Estou certo de que é melhor ser impetuoso do que prudente, porque a Fortuna é mulher e, para ter-lhe o domínio, mister se faz bater nela e contrariá-la. E costuma-se reconhecer que a mulher se deixa subjugar mais por estes do que por aqueles que agem de maneira indiferente. A Fortuna, como mulher, é sempre amiga dos jovens, pois são menos circunspectos, mais impetuosos e com maior audácia a dominam (MAQUIAVEL, cap. XXV).

Em suma, Maquiavel convoca os cidadãos de seu tempo para o livre exercício das ações políticas. Ele não crê no mito, mas usa de coerência formal e literária para atingir o inconsciente coletivo e libertar do jugo da astrologia. Para Maquiavel, a Fortuna só existe quando os homens não fazem uso da ação, de sua liberdade de criar e recriar seus horizontes. As implicações dessa racionalização e secularização do mito constituem o esforço de Maquiavel em destruir a crença num determinismo e fatalismo que enclausuravam a Itália de seu tempo. Seu pensamento abre as portas para se pensar que a possibilidade e a liberdade humanas devem estar isentas dos grilhões da religião.

Uma vez que nosso livre-arbítrio permanece, acredito poder ser verdadeiro o fato de que a Fortuna arbitre metade de nossas ações, mas que, mesmo assim, ela nos permita governar a outra metade quase inteira (MAQUIAVEL, cap. XV).

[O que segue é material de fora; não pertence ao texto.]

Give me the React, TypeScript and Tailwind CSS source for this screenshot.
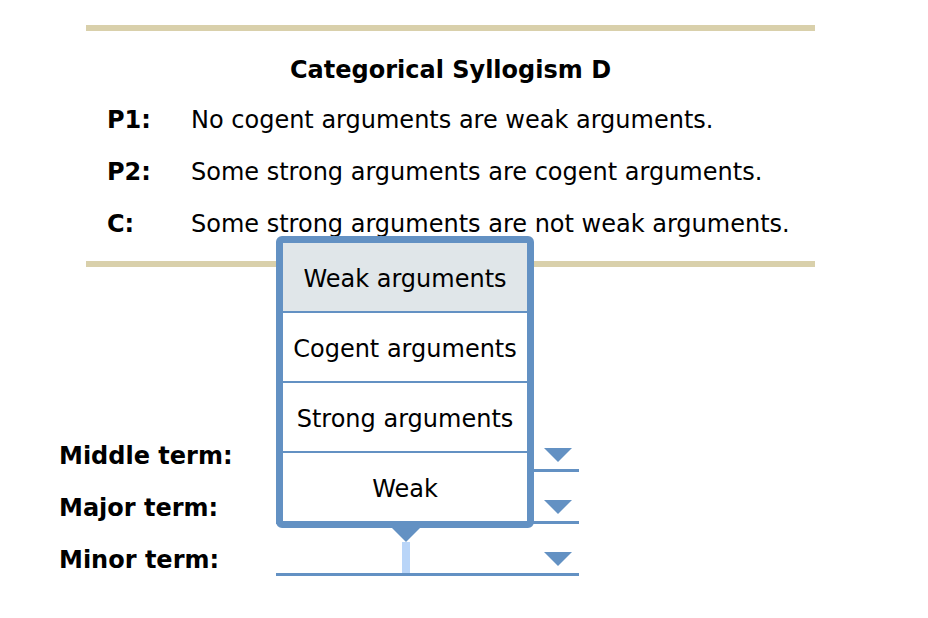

Maquiavel não conclui se os 50% de nossa ação exigem esforço ou esmerada virtude. A frase também pode querer dizer que a metade deixada aos homens vem quase automaticamente, e o que for feito por meio da virtude pode ficar para a metade pertencente à Fortuna. Maquiavel procura destruir a crença na total providência ou controle de Deus, argumentando que os céus (Deus, os espíritos ou a Fortuna) não retiram por completo do ser humano sua possibilidade de ação. O mais importante para o cidadão florentino é incutir em seus compatriotas a possibilidade de agir politicamente e se antecipar aos acontecimentos fortuitos. Uma rica analogia segue sua explicação:

Comparo-a a um desses rios impetuosos que, quando se enfurecem, transbordam pelas planícies, acabam com as árvores, as construções, arrastam montes de terra de um ponto a outro; tudo foge diante dele, tudo se submete a seu ímpeto, sem conseguir detê-lo, e, embora as coisas aconteçam assim, não é menos verdade que os homens, quando a calmaria retorna, são capazes de fazer consertos e barragens, de sorte que, em outra cheia, aqueles rios estarão correndo por um canal, e seu ímpeto não será nem tão livre nem tão nocivo. Assim também se passa com a Fortuna; seu poder se manifesta onde não há resistência organizada, voltando ela a sua violência apenas para onde não se construíram diques nem se fizeram reparos para contê-la. [...] E assim acredito ter dito o suficiente sobre os obstáculos que se podem opor à Fortuna, em geral (MAQUIAVEL, cap. XXV).


REFERÊNCIA

MAQUIAVEL, Nicolau. O príncipe. Coleção Os Pensadores. São Paulo: Abril, 2000.